Monday, June 23, 2014

Solidifying the caliphate

Now it's the Iraq-Jordan border that has been rendered null and void.

U.S. Secretary of State John Kerry met Iraq's prime minister in Baghdad on Monday to push for a more inclusive government, even as Baghdad's forces abandoned the border with Jordan, leaving the entire Western frontier outside government control.
Sunni tribes took the Turaibil border crossing, the only legal crossing point between Iraq and Jordan, after Iraqi security forces fled, Iraqi and Jordanian security sources said.
The tribes were negotiating to hand the post over to insurgents from the Islamic State in Iraq and the Levant who took control of two main crossings with Syria over the weekend.
Kurdish forces control a third border post with Syria in the north, leaving central government troops with no presence along the entire Western frontier which includes some of the most important east-west trade routes in the Middle East.
For the insurgents, capturing the frontier is a dramatic step towards the goal of erasing the modern border altogether and building a caliphate across swathes of Syria and Iraq.

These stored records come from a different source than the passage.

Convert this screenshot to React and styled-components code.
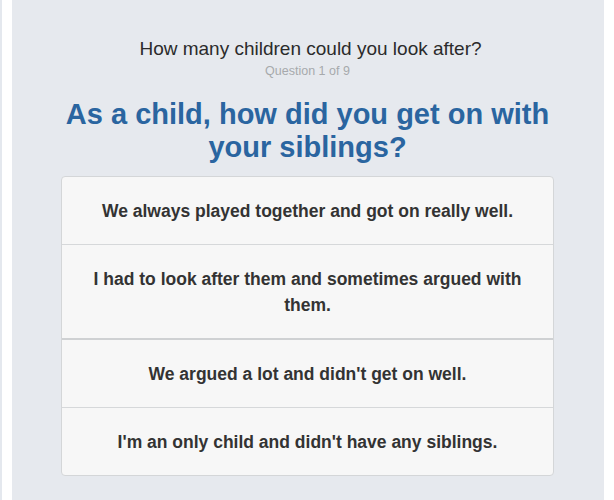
import React from 'react';
import styled, { createGlobalStyle } from 'styled-components';

const GlobalStyle = createGlobalStyle`
  html, body {
    margin: 0;
    padding: 0;
    background: #fff;
  }
  body {
    font-family: 'Liberation Sans', Arial, Helvetica, sans-serif;
    -webkit-font-smoothing: antialiased;
  }
`;

const Page = styled.div`
  border-left: 2px solid #e4e8ee;
  padding: 0 10px;
  height: 500px;
  box-sizing: border-box;
`;

const Panel = styled.div`
  background: #e6e9ee;
  height: 100%;
  padding: 37px 50px 0 49px;
  box-sizing: border-box;
`;

const Header = styled.div`
  text-align: center;
`;

const Quiz = styled.div`
  font-size: 19px;
  line-height: 24px;
  color: #2b2b2b;
  padding-left: 6px;
`;

const Counter = styled.div`
  font-size: 12.5px;
  line-height: 20px;
  color: #a7a9ac;
`;

const Question = styled.h1`
  margin: 17px 0 12px;
  font-size: 29px;
  line-height: 33px;
  font-weight: bold;
  color: #2a65a0;
  text-align: center;
`;

const Answers = styled.div`
  background: #f7f7f7;
  border: 1px solid #d4d6d8;
  border-radius: 4px;
  overflow: hidden;
`;

const Answer = styled.div`
  padding: 21px 28px 20px;
  font-size: 17.5px;
  line-height: 26px;
  font-weight: bold;
  color: #333;
  text-align: center;
  border-top: ${(p) => (p.first ? 'none' : p.thick ? '2px solid #cfd1d3' : '1px solid #d6d8da')};
`;

const answers = [
  "We always played together and got on really well.",
  "I had to look after them and sometimes argued with them.",
  "We argued a lot and didn't get on well.",
  "I'm an only child and didn't have any siblings.",
];

export default function App() {
  return (
    <>
      <GlobalStyle />
      <Page>
        <Panel>
          <Header>
            <Quiz>How many children could you look after?</Quiz>
            <Counter>Question 1 of 9</Counter>
          </Header>
          <Question>As a child, how did you get on with your siblings?</Question>
          <Answers>
            {answers.map((a, i) => (
              <Answer key={i} first={i === 0} thick={i === 2}>
                {a}
              </Answer>
            ))}
          </Answers>
        </Panel>
      </Page>
    </>
  );
}
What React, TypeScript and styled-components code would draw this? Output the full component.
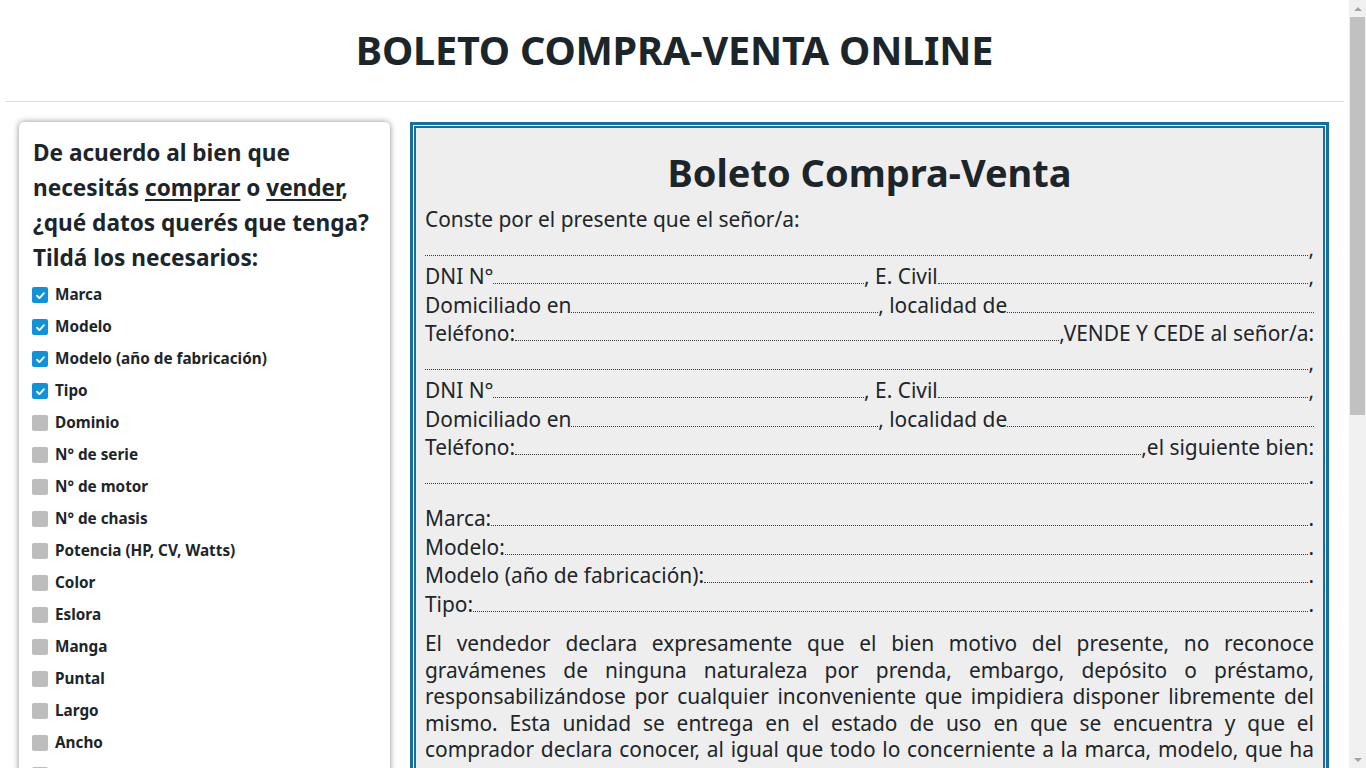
import React from "react";
import styled, { createGlobalStyle } from "styled-components";

const GlobalStyle = createGlobalStyle`
  html, body { margin: 0; padding: 0; }
  body {
    font-family: "Noto Sans", "Open Sans", sans-serif;
    color: #212529;
    background: #ffffff;
    padding-right: 17px;
  }
  * { box-sizing: border-box; }
`;

const ScrollTrack = styled.div`
  position: fixed;
  top: 0;
  right: 0;
  width: 17px;
  height: 100vh;
  background: #f0f0f0;
  display: flex;
  flex-direction: column;
  align-items: center;
`;

const ScrollArrow = styled.div<{ $down?: boolean }>`
  height: 17px;
  width: 17px;
  display: flex;
  align-items: center;
  justify-content: center;
  &::after {
    content: "";
    border-left: 4px solid transparent;
    border-right: 4px solid transparent;
    ${(p) => (p.$down ? "border-top: 4px solid #a3a3a3;" : "border-bottom: 4px solid #a3a3a3;")}
  }
`;

const ScrollThumb = styled.div`
  width: 15px;
  height: 398px;
  background: #c1c1c1;
`;

const ScrollSpacer = styled.div`
  flex: 1;
`;

const Header = styled.header`
  margin: 0 5px;
  height: 102px;
  border-bottom: 1px solid #dedede;
  display: flex;
  align-items: center;
  justify-content: center;
`;

const Title = styled.h1`
  margin: 0 0 2px;
  font-size: 39.6px;
  font-weight: 700;
  letter-spacing: -0.2px;
  color: #1c2529;
`;

const Main = styled.main`
  display: flex;
  align-items: flex-start;
  gap: 20px;
  padding: 20px 20px 40px 19px;
`;

const Sidebar = styled.aside`
  flex: 0 0 371px;
  background: #fff;
  border-radius: 5px;
  box-shadow: 0 0 6px rgba(0, 0, 0, 0.45);
  padding: 13px 10px 20px 14px;
`;

const Question = styled.h3`
  margin: 0 0 3px;
  font-size: 22.6px;
  line-height: 35px;
  font-weight: 700;
  color: #1c2529;
  u { text-underline-offset: 3px; text-decoration-thickness: 2px; }
`;

const OptionList = styled.ul`
  list-style: none;
  margin: 0;
  padding: 0;
`;

const Option = styled.li`
  display: flex;
  align-items: center;
  gap: 7px;
  height: 32px;
  font-size: 15.3px;
  font-weight: 700;
  color: #1c2529;
`;

const Box = styled.span<{ $checked: boolean }>`
  width: 16px;
  height: 16px;
  margin-left: -1px;
  border-radius: 2px;
  background: ${(p) => (p.$checked ? "#1292d6" : "#bdbdbd")};
  display: inline-flex;
  align-items: center;
  justify-content: center;
  flex: 0 0 16px;
  margin-top: 2px;
`;

const Doc = styled.section`
  flex: 1;
  min-width: 0;
  background: #eeeeee;
  border: 3px solid #17709b;
  box-shadow: inset 0 0 0 1px #ffffff, inset 0 0 0 3px #17709b;
  padding: 24px 12px 40px 12px;
  color: #212529;
  font-size: 20.9px;
`;

const DocTitle = styled.h2`
  margin: 0 0 10px;
  text-align: center;
  font-size: 38px;
  line-height: 46px;
  font-weight: 700;
  color: #1c2529;
`;

const Line = styled.div`
  display: flex;
  align-items: baseline;
  line-height: 28.5px;
  height: 28.5px;
  white-space: nowrap;
`;

const Fill = styled.span`
  flex: 1;
  height: 0;
  border-bottom: 1px dotted #3a3a3a;
`;

const Block = styled.div`
  margin-top: 14px;
`;

const Paragraph = styled.p`
  margin: 12px 0 0;
  text-align: justify;
  line-height: 26.5px;
`;

const Check = () => (
  <svg width="11" height="11" viewBox="0 0 12 12">
    <path d="M2.2 6.3 L4.8 8.8 L9.8 3.4" fill="none" stroke="#fff" strokeWidth="2" strokeLinecap="round" strokeLinejoin="round" />
  </svg>
);

const options: [string, boolean][] = [
  ["Marca", true],
  ["Modelo", true],
  ["Modelo (año de fabricación)", true],
  ["Tipo", true],
  ["Dominio", false],
  ["N° de serie", false],
  ["N° de motor", false],
  ["N° de chasis", false],
  ["Potencia (HP, CV, Watts)", false],
  ["Color", false],
  ["Eslora", false],
  ["Manga", false],
  ["Puntal", false],
  ["Largo", false],
  ["Ancho", false],
  ["Calado", false],
  ["Matrícula", false],
];

const Person = ({ end }: { end: string }) => (
  <>
    <Line>
      <Fill />,
    </Line>
    <Line>
      DNI N°<Fill />, E. Civil<Fill />,
    </Line>
    <Line>
      Domiciliado en<Fill />, localidad de<Fill />
    </Line>
    <Line>
      Teléfono:<Fill />
      {end}
    </Line>
  </>
);

export default function App() {
  return (
    <>
      <GlobalStyle />
      <Header>
        <Title>BOLETO COMPRA-VENTA ONLINE</Title>
      </Header>
      <Main>
        <Sidebar>
          <Question>
            De acuerdo al bien que necesitás <u>comprar</u> o <u>vender</u>, ¿qué datos querés que tenga? Tildá los necesarios:
          </Question>
          <OptionList>
            {options.map(([label, checked]) => (
              <Option key={label}>
                <Box $checked={checked}>{checked && <Check />}</Box>
                {label}
              </Option>
            ))}
          </OptionList>
        </Sidebar>
        <Doc>
          <DocTitle>Boleto Compra-Venta</DocTitle>
          <Line>Conste por el presente que el señor/a:</Line>
          <Person end=",VENDE Y CEDE al señor/a:" />
          <Person end=",el siguiente bien:" />
          <Line>
            <Fill />.
          </Line>
          <Block>
            <Line>
              Marca:<Fill />.
            </Line>
            <Line>
              Modelo:<Fill />.
            </Line>
            <Line>
              Modelo (año de fabricación):<Fill />.
            </Line>
            <Line>
              Tipo:<Fill />.
            </Line>
          </Block>
          <Paragraph>
            El vendedor declara expresamente que el bien motivo del presente, no reconoce gravámenes de ninguna naturaleza por prenda, embargo, depósito o préstamo, responsabilizándose por cualquier inconveniente que impidiera disponer libremente del mismo. Esta unidad se entrega en el estado de uso en que se encuentra y que el comprador declara conocer, al igual que todo lo concerniente a la marca, modelo, que ha sido revisado por el comprador a su entera satisfacción, no teniendo nada que reclamar al respecto en el futuro.
          </Paragraph>
          <Paragraph>
            El precio total y definitivo de la presente operación se fija en la suma de pesos ........................................................................................, que el vendedor recibe en este acto de conformidad, sirviendo el presente de suficiente recibo y carta de pago.
          </Paragraph>
        </Doc>
      </Main>
      <ScrollTrack aria-hidden="true">
        <ScrollArrow />
        <ScrollThumb />
        <ScrollSpacer />
        <ScrollArrow $down />
      </ScrollTrack>
    </>
  );
}
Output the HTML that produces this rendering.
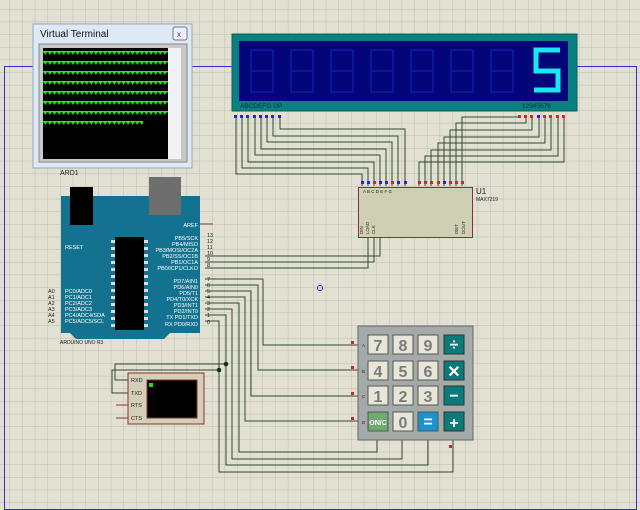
<!DOCTYPE html><html><head><style>body{margin:0;width:640px;height:510px;overflow:hidden;background:#e1e0d2}svg{display:block}text{font-family:"Liberation Sans",sans-serif}</style></head><body>
<svg width="640" height="510" viewBox="0 0 640 510" xmlns="http://www.w3.org/2000/svg">
<defs><pattern id="g" x="9.5" y="9" width="12.65" height="12.65" patternUnits="userSpaceOnUse"><path d="M0 0H12.65M0 0V12.65" stroke="#bdbdb0" stroke-width="1" fill="none"/></pattern>
<pattern id="t" x="43" y="0" width="4.6" height="10" patternUnits="userSpaceOnUse"><rect x="0" y="0" width="4.6" height="2.2" fill="#22ee22"/><polygon points="0.3,2 4.3,2 2.3,5" fill="#22dd22"/></pattern></defs>
<rect width="640" height="510" fill="#e1e0d2"/><rect width="640" height="510" fill="url(#g)"/>
<path d="M4.5 510V66.5H636.5V509.5H4" stroke="#3030d0" fill="none"/>
<!-- 7seg -->
<rect x="232" y="34" width="345" height="77" fill="#0b8080" stroke="#08605f"/>
<rect x="239" y="41" width="329" height="60" fill="#05057a"/>
<g fill="none" stroke="#0b169a" stroke-width="2">
<path d="M251 50h22v21h-22zM251 71h22v21h-22z"/><path d="M291 50h22v21h-22zM291 71h22v21h-22z"/><path d="M331 50h22v21h-22zM331 71h22v21h-22z"/><path d="M371 50h22v21h-22zM371 71h22v21h-22z"/><path d="M411 50h22v21h-22zM411 71h22v21h-22z"/><path d="M451 50h22v21h-22zM451 71h22v21h-22z"/><path d="M491 50h22v21h-22zM491 71h22v21h-22z"/></g>
<path d="M560 50H536V71H558V90H534" stroke="#18e8f0" stroke-width="5" fill="none"/>
<text x="240" y="108" font-size="6.5" fill="#003030">ABCDEFG  DP</text><text x="522" y="108" font-size="6.5" fill="#003030">12345678</text>
<g stroke="#2f4a2f" fill="none" stroke-width="1">
<path d="M236 117V174H362V186"/><path d="M242 117V168H368V186"/><path d="M248 117V162H374V186"/><path d="M255 117V155H380V186"/><path d="M261 117V149H386V186"/><path d="M267 117V142H392V186"/><path d="M273 117V136H398V186"/><path d="M280 117V129H405V186"/>
<path d="M419 186V162H564V117"/><path d="M425 186V156H558V117"/><path d="M431 186V150H551V117"/><path d="M438 186V143H545V117"/><path d="M444 186V137H539V117"/><path d="M450 186V130H532V117"/><path d="M456 186V123H526V117"/><path d="M462 186V117H520"/>
</g>
<g fill="#2020ff"><rect x="234" y="115" width="3" height="3"/><rect x="240" y="115" width="3" height="3"/><rect x="246" y="115" width="3" height="3"/><rect x="253" y="115" width="3" height="3"/><rect x="259" y="115" width="3" height="3"/><rect x="265" y="115" width="3" height="3"/><rect x="271" y="115" width="3" height="3"/><rect x="278" y="115" width="3" height="3"/></g>
<g fill="#e02020"><rect x="518" y="115" width="3" height="3"/><rect x="524" y="115" width="3" height="3"/><rect x="530" y="115" width="3" height="3"/><rect x="543" y="115" width="3" height="3"/><rect x="549" y="115" width="3" height="3"/><rect x="556" y="115" width="3" height="3"/><rect x="562" y="115" width="3" height="3"/></g>
<rect x="537" y="115" width="3" height="3" fill="#2020ff"/>
<!-- MAX7219 -->
<rect x="358.5" y="187.5" width="114" height="50" fill="#cfcfb4" stroke="#8a3030"/>
<text x="476" y="194" font-size="8" fill="#222">U1</text><text x="476" y="201" font-size="5" fill="#222">MAX7219</text>
<text x="363" y="193" font-size="4.5" fill="#222">A B C D E F G</text>
<text x="363" y="234" font-size="4.5" fill="#222" transform="rotate(-90 363 234)">DIN</text>
<text x="369" y="234" font-size="4.5" fill="#222" transform="rotate(-90 369 234)">LOAD</text>
<text x="375" y="234" font-size="4.5" fill="#222" transform="rotate(-90 375 234)">CLK</text>
<text x="458" y="234" font-size="4.5" fill="#222" transform="rotate(-90 458 234)">ISET</text>
<text x="465" y="234" font-size="4.5" fill="#222" transform="rotate(-90 465 234)">DOUT</text>
<g fill="#2020ff"><rect x="361" y="181" width="3" height="3"/><rect x="367" y="181" width="3" height="3"/><rect x="379" y="181" width="3" height="3"/><rect x="385" y="181" width="3" height="3"/><rect x="397" y="181" width="3" height="3"/><rect x="404" y="181" width="3" height="3"/><rect x="443" y="181" width="3" height="3"/></g>
<g fill="#e02020"><rect x="373" y="181" width="3" height="3"/><rect x="391" y="181" width="3" height="3"/><rect x="418" y="181" width="3" height="3"/><rect x="424" y="181" width="3" height="3"/><rect x="430" y="181" width="3" height="3"/><rect x="437" y="181" width="3" height="3"/><rect x="449" y="181" width="3" height="3"/><rect x="455" y="181" width="3" height="3"/><rect x="461" y="181" width="3" height="3"/></g>
<g stroke="#2f4a2f" fill="none">
<path d="M205 256H380V237"/><path d="M205 262H374V237"/><path d="M205 268H368V237"/>
<path d="M205 279H263V345H358"/><path d="M205 285H258V370H358"/><path d="M205 291H251V396H358"/><path d="M205 297H245V421H358"/>
<path d="M205 303H239V452H377V440"/><path d="M205 309H232V459H402V440"/><path d="M205 315H226V465H428V440"/><path d="M205 321H219V472H453V440"/>
<path d="M226 364H115V380H128"/><path d="M219 370H112V393H128"/>
</g>
<circle cx="226" cy="364" r="2.3" fill="#123012"/><circle cx="219" cy="370" r="2.3" fill="#123012"/>
<circle cx="320" cy="288" r="2.5" fill="none" stroke="#3030d0"/>
<!-- Arduino -->
<text x="60" y="175" font-size="7" fill="#222">ARD1</text>
<path d="M61 196H200V333H170L164 339H76L70 333H61Z" fill="#13728f"/>
<rect x="70" y="187" width="23" height="38" fill="#000"/>
<rect x="149" y="177" width="32" height="38" fill="#6e6e6e"/>
<rect x="115" y="237" width="29" height="93" fill="#000"/>
<g fill="#ddd"><rect x="111" y="240" width="4" height="3"/><rect x="111" y="247" width="4" height="3"/><rect x="111" y="254" width="4" height="3"/><rect x="111" y="261" width="4" height="3"/><rect x="111" y="268" width="4" height="3"/><rect x="111" y="275" width="4" height="3"/><rect x="111" y="282" width="4" height="3"/><rect x="111" y="289" width="4" height="3"/><rect x="111" y="296" width="4" height="3"/><rect x="111" y="303" width="4" height="3"/><rect x="111" y="310" width="4" height="3"/><rect x="111" y="317" width="4" height="3"/><rect x="111" y="324" width="4" height="3"/>
<rect x="144" y="240" width="4" height="3"/><rect x="144" y="247" width="4" height="3"/><rect x="144" y="254" width="4" height="3"/><rect x="144" y="261" width="4" height="3"/><rect x="144" y="268" width="4" height="3"/><rect x="144" y="275" width="4" height="3"/><rect x="144" y="282" width="4" height="3"/><rect x="144" y="289" width="4" height="3"/><rect x="144" y="296" width="4" height="3"/><rect x="144" y="303" width="4" height="3"/><rect x="144" y="310" width="4" height="3"/><rect x="144" y="317" width="4" height="3"/><rect x="144" y="324" width="4" height="3"/></g>
<g font-size="5.5" fill="#fff" text-anchor="end"><text x="198" y="227">AREF</text><text x="198" y="240">PB5/SCK</text><text x="198" y="246">PB4/MISO</text><text x="198" y="252">PB3/MOSI/OC2A</text><text x="198" y="258">PB2/SS/OC1B</text><text x="198" y="264">PB1/OC1A</text><text x="198" y="270">PB0/ICP1/CLKO</text><text x="198" y="283">PD7/AIN1</text><text x="198" y="289">PD6/AIN0</text><text x="198" y="295">PD5/T1</text><text x="198" y="301">PD4/T0/XCK</text><text x="198" y="307">PD3/INT1</text><text x="198" y="313">PD2/INT0</text><text x="198" y="319">TX PD1/TXD</text><text x="198" y="326">RX PD0/RXD</text></g>
<g font-size="5.5" fill="#fff"><text x="65" y="249">RESET</text><text x="65" y="293">PC0/ADC0</text><text x="65" y="299">PC1/ADC1</text><text x="65" y="305">PC2/ADC2</text><text x="65" y="311">PC3/ADC3</text><text x="65" y="317">PC4/ADC4/SDA</text><text x="65" y="323">PC5/ADC5/SCL</text></g>
<g font-size="5.5" fill="#222"><text x="48" y="293">A0</text><text x="48" y="299">A1</text><text x="48" y="305">A2</text><text x="48" y="311">A3</text><text x="48" y="317">A4</text><text x="48" y="323">A5</text><text x="60" y="344" font-size="5">ARDUINO UNO R3</text>
<text x="207" y="237">13</text><text x="207" y="243">12</text><text x="207" y="249">11</text><text x="207" y="255">10</text><text x="207" y="261">9</text><text x="207" y="267">8</text><text x="207" y="281">7</text><text x="207" y="287">6</text><text x="207" y="293">5</text><text x="207" y="299">4</text><text x="207" y="305">3</text><text x="207" y="311">2</text><text x="207" y="317">1</text><text x="207" y="324">0</text></g>
<path d="M200 224H213" stroke="#8a3030"/>
<!-- keypad -->
<rect x="358" y="326" width="115" height="114" fill="#a4aaa8" stroke="#666"/>
<g font-size="16" font-weight="bold" text-anchor="middle">
<g fill="#e8e6d8" stroke="#555"><rect x="368" y="335" width="20" height="19"/><rect x="393" y="335" width="20" height="19"/><rect x="418" y="335" width="20" height="19"/><rect x="368" y="361" width="20" height="19"/><rect x="393" y="361" width="20" height="19"/><rect x="418" y="361" width="20" height="19"/><rect x="368" y="386" width="20" height="19"/><rect x="393" y="386" width="20" height="19"/><rect x="418" y="386" width="20" height="19"/><rect x="393" y="412" width="20" height="19"/></g>
<g fill="#7a7a7a"><text x="378" y="351">7</text><text x="403" y="351">8</text><text x="428" y="351">9</text><text x="378" y="377">4</text><text x="403" y="377">5</text><text x="428" y="377">6</text><text x="378" y="402">1</text><text x="403" y="402">2</text><text x="428" y="402">3</text><text x="403" y="428">0</text></g>
<rect x="368" y="412" width="20" height="19" fill="#6faa6f" stroke="#555"/><text x="378" y="425" font-size="7" fill="#fff">ON/C</text>
<rect x="418" y="412" width="20" height="19" fill="#1b93d0" stroke="#555"/><text x="428" y="427" fill="#fff">=</text>
<g fill="#fff"><rect x="444" y="335" width="20" height="19" fill="#0b7a78" stroke="#333"/><text x="454" y="350">÷</text>
<rect x="444" y="361" width="20" height="19" fill="#0b7a78" stroke="#333"/><text x="454" y="377">✕</text>
<rect x="444" y="386" width="20" height="19" fill="#0b7a78" stroke="#333"/><text x="454" y="401">−</text>
<rect x="444" y="412" width="20" height="19" fill="#0b7a78" stroke="#333"/><text x="454" y="428">+</text></g></g>
<g font-size="4.5" fill="#222"><text x="362" y="347">A</text><text x="362" y="373">B</text><text x="362" y="398">C</text><text x="362" y="424">D</text></g>
<g fill="#e02020"><rect x="351" y="341" width="3" height="3"/><rect x="351" y="366" width="3" height="3"/><rect x="351" y="392" width="3" height="3"/><rect x="351" y="417" width="3" height="3"/><rect x="449" y="445" width="3" height="3"/></g>
<!-- small VT -->
<rect x="128" y="373" width="76" height="51" fill="#d4d0b8" stroke="#8a3030"/>
<rect x="147" y="380" width="50" height="38" fill="#000" stroke="#8a3030"/>
<rect x="149" y="383" width="4" height="4" fill="#20e020"/>
<g font-size="5.5" fill="#222"><text x="131" y="382">RXD</text><text x="131" y="395">TXD</text><text x="131" y="407">RTS</text><text x="131" y="420">CTS</text></g>
<path d="M116 405H128M116 418H128" stroke="#8a3030"/>
<!-- Virtual terminal window -->
<rect x="33" y="24" width="159" height="144" fill="#dde9f4" stroke="#9aa8b8"/>
<text x="40" y="37" font-size="10" fill="#111">Virtual Terminal</text>
<rect x="173" y="27" width="14" height="13" fill="#eef" stroke="#777" rx="2"/><text x="177" y="37" font-size="8" fill="#333">x</text>
<rect x="39" y="44" width="148" height="118" fill="#c8c8c8" stroke="#888"/>
<rect x="43" y="48" width="125" height="111" fill="#000"/>
<rect x="168" y="48" width="13" height="111" fill="#f2f2f2"/>
<g fill="url(#t)"><rect x="43" y="51" width="125" height="5"/><rect x="43" y="61" width="125" height="5"/><rect x="43" y="71" width="125" height="5"/><rect x="43" y="81" width="125" height="5"/><rect x="43" y="91" width="125" height="5"/><rect x="43" y="101" width="125" height="5"/><rect x="43" y="111" width="125" height="5"/><rect x="43" y="121" width="100" height="5"/></g>
</svg></body></html>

Of course, there's been a lot of debate about whether our 300 special forces in an advisory capacity can be effective in any meaningful sense, or whether that's 300 too many.  From this blogger's perspective in the middle of North America, it looks like what we'd better do is prepare to address the new reality of an entirely new jihadist entity spanning what had been three "countries," as well as an Iran that has the same orientation it has had since 1979.  In short, we will see two entities, each of which has an intention to destroy the West, vie for dominance.  I know the temptation is to indulge the hope that they will so thoroughly decimate each other with their well-known tools of catastrophic terror that neither will be in a position to cause trouble in places beyond their own neighborhood.  But that is to forget how central obliterating the West is to the mission of each.  That accomplishment would go far to seal the dominance of the party so obliterating.  Each side is already plotting such attacks, after all.

I do think it's a little late to preoccupy ourselves with shoring up an al-Maliki-led coalition.